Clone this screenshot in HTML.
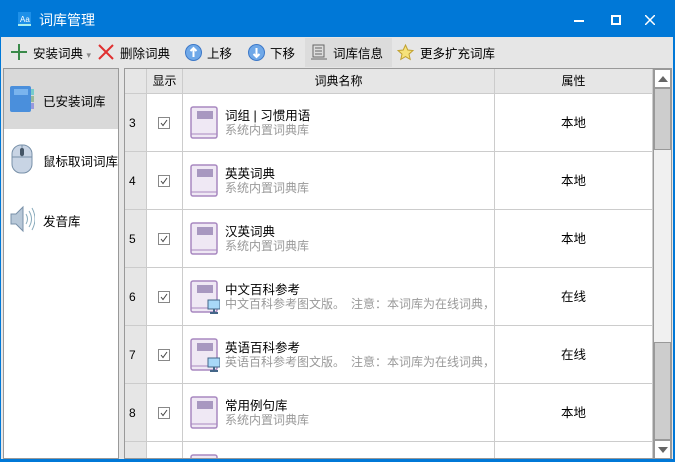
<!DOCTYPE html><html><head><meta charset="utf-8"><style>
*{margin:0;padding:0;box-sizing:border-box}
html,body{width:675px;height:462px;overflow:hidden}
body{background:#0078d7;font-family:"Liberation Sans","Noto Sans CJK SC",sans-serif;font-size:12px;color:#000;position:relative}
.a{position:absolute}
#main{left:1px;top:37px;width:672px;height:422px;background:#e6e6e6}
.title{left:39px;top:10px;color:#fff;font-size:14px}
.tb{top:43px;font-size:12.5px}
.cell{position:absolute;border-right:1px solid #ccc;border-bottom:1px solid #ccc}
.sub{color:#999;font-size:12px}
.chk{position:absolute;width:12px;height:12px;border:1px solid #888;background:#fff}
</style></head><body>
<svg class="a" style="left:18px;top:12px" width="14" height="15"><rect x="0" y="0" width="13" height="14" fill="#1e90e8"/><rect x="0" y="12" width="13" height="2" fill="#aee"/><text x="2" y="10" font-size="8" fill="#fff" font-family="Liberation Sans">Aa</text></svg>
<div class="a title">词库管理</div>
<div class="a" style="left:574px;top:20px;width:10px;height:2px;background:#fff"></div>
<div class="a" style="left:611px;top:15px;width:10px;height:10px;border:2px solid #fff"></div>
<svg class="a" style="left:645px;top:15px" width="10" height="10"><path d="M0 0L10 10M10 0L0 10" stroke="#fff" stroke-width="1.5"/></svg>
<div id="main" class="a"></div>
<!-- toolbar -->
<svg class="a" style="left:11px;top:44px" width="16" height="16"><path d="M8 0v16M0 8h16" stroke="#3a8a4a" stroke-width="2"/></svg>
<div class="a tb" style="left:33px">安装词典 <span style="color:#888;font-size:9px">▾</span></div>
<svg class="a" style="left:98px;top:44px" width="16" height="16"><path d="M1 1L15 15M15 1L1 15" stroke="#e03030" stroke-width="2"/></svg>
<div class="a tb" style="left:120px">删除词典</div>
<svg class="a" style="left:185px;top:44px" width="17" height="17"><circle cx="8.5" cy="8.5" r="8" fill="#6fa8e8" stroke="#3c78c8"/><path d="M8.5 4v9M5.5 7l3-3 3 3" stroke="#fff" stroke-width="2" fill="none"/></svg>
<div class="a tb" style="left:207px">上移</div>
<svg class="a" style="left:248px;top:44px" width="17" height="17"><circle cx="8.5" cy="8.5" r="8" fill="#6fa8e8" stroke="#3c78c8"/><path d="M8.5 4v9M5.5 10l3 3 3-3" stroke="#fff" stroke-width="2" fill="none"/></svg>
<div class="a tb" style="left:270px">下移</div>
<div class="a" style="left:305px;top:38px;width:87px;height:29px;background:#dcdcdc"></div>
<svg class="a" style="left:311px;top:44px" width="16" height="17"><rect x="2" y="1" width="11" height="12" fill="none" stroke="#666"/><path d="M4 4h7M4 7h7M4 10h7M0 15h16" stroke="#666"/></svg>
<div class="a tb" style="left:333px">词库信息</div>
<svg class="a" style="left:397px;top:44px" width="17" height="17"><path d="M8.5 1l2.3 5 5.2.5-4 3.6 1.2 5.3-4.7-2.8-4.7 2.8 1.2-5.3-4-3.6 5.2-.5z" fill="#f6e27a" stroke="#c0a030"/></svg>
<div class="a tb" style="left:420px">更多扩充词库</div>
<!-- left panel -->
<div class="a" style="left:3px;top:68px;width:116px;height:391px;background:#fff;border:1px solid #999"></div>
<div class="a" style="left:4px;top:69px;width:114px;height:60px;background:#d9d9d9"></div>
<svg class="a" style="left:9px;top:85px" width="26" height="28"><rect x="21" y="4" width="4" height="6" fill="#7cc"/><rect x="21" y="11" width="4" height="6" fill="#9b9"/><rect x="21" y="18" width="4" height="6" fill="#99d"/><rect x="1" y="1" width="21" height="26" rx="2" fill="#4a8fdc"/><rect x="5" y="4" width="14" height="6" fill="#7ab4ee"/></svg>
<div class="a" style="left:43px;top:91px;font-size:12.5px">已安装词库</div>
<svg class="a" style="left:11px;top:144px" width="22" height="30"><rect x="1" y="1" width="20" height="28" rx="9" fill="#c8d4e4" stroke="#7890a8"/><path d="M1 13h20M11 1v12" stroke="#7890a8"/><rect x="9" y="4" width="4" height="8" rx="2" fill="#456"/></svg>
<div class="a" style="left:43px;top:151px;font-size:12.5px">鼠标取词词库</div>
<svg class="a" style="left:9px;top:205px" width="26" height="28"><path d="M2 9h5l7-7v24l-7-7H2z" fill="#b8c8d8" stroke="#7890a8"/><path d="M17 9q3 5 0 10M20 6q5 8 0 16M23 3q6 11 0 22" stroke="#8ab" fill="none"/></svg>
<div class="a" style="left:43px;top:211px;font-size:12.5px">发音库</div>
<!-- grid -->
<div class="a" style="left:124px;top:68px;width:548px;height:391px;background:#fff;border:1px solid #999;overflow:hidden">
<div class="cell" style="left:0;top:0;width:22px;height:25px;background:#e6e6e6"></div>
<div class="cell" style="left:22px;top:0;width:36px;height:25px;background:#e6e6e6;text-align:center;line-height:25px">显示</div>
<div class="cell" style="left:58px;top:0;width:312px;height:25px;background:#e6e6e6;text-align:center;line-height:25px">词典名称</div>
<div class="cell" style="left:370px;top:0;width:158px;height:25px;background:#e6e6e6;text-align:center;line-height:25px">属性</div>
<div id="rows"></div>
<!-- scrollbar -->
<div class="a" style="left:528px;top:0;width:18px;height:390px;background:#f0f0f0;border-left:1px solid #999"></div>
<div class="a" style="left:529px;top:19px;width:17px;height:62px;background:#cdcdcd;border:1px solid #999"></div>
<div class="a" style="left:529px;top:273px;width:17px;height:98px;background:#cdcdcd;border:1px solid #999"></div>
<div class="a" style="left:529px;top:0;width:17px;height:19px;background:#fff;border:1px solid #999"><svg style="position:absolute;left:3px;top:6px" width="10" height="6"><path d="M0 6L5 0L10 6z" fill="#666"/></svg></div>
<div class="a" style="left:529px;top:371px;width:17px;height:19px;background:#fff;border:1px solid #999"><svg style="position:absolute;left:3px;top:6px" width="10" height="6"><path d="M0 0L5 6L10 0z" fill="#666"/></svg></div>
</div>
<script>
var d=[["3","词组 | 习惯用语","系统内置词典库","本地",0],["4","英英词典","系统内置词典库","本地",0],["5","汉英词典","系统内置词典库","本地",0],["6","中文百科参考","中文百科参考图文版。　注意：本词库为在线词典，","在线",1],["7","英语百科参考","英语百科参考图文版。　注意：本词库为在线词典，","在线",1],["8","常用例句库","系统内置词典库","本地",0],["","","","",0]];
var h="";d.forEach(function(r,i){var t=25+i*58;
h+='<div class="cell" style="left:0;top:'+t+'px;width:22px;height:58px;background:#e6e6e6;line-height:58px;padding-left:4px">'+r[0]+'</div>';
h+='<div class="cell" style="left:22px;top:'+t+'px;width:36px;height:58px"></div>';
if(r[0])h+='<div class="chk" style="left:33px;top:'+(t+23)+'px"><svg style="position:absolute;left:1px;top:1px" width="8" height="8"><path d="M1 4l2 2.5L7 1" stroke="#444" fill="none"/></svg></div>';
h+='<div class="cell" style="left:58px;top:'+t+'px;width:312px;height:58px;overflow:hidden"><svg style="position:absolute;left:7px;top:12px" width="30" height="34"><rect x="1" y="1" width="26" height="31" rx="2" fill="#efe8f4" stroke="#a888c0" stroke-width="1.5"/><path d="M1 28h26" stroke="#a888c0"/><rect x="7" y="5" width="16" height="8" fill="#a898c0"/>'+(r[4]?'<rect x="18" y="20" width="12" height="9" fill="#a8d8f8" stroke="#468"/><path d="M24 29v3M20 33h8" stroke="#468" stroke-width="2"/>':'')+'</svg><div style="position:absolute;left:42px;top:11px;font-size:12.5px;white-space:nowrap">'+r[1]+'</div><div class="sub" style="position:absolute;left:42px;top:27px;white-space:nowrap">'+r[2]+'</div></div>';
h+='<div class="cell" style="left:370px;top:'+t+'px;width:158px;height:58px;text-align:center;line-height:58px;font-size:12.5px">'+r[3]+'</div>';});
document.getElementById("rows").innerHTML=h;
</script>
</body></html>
* * *
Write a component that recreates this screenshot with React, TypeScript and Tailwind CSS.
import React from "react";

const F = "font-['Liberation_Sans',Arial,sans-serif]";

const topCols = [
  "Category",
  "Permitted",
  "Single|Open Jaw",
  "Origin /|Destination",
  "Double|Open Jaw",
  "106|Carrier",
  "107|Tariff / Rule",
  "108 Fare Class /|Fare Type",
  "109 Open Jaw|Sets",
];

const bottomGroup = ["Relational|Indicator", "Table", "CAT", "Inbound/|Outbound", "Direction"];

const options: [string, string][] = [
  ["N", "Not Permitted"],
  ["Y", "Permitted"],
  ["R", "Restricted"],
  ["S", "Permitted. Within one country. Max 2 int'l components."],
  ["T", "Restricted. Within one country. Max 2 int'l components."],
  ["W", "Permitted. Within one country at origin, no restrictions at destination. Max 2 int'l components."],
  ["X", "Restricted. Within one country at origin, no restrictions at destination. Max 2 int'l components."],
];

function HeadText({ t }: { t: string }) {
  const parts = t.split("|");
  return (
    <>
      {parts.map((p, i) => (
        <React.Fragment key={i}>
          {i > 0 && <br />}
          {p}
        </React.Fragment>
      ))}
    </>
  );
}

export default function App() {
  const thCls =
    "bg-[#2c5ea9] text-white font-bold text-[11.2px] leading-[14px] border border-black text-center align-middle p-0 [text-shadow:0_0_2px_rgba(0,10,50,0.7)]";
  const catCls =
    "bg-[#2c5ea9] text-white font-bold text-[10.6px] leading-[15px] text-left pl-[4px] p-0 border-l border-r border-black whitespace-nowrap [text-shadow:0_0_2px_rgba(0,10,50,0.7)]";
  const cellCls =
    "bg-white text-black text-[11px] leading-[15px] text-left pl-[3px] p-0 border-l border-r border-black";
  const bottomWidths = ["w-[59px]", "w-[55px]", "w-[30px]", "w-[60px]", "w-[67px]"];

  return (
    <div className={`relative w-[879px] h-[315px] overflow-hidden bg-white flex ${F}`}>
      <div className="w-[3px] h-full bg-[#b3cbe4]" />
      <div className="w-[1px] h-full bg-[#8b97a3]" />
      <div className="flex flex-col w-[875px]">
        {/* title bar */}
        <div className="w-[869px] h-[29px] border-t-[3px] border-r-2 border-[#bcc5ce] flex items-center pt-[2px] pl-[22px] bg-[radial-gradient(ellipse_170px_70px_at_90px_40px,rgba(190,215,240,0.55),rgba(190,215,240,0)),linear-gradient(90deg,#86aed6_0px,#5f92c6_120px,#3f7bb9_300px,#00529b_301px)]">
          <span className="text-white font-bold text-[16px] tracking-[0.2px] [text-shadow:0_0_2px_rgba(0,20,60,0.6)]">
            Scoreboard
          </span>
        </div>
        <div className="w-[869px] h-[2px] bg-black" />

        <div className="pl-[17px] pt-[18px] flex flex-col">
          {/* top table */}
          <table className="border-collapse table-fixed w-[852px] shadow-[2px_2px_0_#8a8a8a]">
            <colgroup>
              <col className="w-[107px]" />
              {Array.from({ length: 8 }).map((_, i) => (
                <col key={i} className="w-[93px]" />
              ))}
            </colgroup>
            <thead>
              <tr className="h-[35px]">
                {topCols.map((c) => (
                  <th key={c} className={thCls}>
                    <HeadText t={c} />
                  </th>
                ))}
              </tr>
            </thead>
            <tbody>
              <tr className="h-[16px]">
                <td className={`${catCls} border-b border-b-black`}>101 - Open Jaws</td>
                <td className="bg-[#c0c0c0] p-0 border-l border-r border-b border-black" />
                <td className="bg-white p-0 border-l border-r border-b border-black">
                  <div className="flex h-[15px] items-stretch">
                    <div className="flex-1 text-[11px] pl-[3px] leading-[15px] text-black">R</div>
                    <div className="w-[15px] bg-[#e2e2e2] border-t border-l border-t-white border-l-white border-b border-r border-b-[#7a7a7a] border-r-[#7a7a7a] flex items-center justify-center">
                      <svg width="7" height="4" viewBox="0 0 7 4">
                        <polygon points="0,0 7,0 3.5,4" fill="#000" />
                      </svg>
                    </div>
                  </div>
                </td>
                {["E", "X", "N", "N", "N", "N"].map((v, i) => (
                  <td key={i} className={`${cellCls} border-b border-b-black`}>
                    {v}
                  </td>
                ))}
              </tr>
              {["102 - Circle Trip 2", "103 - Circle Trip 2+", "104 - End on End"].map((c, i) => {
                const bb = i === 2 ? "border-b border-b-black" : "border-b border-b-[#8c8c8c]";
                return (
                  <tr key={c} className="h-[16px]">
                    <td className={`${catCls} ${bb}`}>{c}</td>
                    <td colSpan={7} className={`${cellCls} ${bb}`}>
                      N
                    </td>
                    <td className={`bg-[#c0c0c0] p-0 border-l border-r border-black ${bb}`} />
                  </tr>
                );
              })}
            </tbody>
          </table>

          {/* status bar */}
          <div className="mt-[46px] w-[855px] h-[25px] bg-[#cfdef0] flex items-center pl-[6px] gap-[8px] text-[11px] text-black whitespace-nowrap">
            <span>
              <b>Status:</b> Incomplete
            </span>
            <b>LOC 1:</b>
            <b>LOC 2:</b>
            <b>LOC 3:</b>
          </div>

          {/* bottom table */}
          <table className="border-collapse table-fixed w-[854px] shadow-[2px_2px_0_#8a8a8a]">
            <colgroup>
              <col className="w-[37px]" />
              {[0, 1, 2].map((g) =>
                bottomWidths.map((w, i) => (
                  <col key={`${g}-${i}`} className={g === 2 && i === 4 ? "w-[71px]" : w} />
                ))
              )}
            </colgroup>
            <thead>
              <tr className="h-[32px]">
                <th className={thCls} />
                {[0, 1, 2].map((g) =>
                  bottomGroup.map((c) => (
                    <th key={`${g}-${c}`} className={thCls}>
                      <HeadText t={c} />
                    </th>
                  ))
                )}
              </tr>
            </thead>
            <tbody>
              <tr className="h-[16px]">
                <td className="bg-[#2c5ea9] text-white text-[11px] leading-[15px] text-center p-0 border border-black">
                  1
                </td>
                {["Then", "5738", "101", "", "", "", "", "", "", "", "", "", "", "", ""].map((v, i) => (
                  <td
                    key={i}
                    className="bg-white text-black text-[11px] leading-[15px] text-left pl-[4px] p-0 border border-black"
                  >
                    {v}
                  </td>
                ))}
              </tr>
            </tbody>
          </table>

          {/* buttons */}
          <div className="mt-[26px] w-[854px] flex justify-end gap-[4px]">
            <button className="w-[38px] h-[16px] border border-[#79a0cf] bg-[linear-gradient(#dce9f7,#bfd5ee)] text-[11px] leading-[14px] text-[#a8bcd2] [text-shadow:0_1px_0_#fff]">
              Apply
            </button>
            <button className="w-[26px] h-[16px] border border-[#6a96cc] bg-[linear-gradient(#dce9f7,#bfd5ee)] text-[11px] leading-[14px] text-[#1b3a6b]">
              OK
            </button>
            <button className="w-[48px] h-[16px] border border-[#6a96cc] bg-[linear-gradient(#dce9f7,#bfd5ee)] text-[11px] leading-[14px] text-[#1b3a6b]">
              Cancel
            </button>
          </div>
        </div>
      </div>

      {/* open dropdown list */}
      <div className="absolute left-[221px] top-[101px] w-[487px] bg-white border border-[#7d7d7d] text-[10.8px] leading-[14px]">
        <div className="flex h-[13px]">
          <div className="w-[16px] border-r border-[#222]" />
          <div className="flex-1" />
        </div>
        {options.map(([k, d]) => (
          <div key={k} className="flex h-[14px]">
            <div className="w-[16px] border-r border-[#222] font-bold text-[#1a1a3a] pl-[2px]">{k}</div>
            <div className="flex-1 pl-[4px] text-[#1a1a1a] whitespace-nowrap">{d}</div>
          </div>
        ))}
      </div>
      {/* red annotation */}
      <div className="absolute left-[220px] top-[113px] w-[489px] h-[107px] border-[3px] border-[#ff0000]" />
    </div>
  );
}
--
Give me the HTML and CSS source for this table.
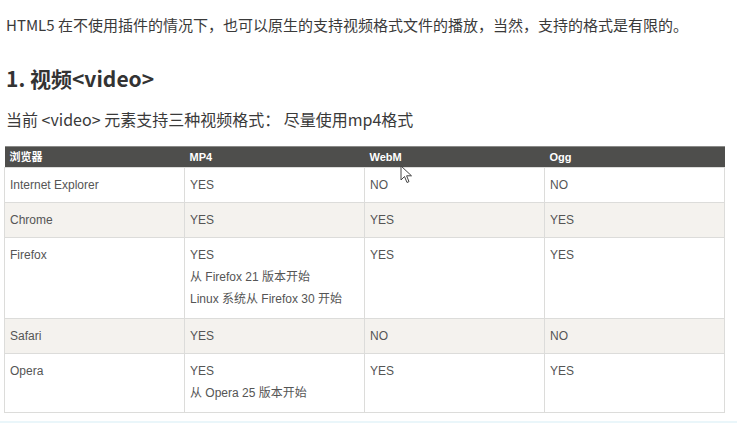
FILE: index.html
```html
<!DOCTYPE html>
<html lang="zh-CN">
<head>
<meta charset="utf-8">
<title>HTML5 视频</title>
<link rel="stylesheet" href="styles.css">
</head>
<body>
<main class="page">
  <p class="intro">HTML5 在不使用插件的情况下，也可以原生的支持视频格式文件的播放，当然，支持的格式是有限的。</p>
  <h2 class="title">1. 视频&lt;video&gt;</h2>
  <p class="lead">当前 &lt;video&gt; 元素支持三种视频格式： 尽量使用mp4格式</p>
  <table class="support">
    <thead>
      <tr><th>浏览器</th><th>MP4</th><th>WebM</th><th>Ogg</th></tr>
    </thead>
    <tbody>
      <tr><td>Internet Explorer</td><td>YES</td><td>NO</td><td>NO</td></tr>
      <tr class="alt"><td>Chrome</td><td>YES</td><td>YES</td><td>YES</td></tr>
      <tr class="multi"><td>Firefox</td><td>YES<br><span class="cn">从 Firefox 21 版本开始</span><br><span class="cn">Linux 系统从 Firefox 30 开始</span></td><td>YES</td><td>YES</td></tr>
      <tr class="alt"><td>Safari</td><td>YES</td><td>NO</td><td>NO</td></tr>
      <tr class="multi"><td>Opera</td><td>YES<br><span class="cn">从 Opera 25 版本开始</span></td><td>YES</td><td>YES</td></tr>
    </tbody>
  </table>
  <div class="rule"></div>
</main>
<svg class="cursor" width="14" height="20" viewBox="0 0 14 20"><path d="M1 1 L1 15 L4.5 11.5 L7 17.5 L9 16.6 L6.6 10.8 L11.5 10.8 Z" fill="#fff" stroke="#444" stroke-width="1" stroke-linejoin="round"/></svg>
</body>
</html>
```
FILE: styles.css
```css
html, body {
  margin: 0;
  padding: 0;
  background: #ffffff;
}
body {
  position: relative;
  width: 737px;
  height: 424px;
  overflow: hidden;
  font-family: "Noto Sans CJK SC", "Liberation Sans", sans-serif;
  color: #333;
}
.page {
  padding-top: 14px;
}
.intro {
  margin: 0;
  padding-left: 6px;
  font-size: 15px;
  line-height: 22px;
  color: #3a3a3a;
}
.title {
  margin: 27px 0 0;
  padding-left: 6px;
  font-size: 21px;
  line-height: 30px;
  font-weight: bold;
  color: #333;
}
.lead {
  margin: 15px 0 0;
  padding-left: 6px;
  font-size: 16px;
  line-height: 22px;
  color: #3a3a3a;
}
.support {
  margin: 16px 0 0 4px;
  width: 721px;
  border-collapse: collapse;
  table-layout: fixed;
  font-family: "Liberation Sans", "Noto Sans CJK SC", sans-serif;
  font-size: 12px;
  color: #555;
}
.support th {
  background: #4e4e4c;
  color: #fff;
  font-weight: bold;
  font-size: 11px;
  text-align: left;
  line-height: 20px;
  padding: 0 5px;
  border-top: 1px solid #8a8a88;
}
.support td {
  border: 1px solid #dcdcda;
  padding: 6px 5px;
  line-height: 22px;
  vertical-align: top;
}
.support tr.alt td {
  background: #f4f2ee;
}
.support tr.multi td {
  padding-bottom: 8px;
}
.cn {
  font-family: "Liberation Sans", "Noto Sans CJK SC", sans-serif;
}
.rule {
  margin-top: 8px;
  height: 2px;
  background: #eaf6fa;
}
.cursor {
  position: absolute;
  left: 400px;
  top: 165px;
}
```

◆ The problem ◆
From the listing above, copy out each line where the word "this" appears.

◆ Response ◆
Clone this screenshot in HTML.
Write a component that recreates this screenshot with React, TypeScript and Tailwind CSS.
Give me the HTML and CSS source for this table.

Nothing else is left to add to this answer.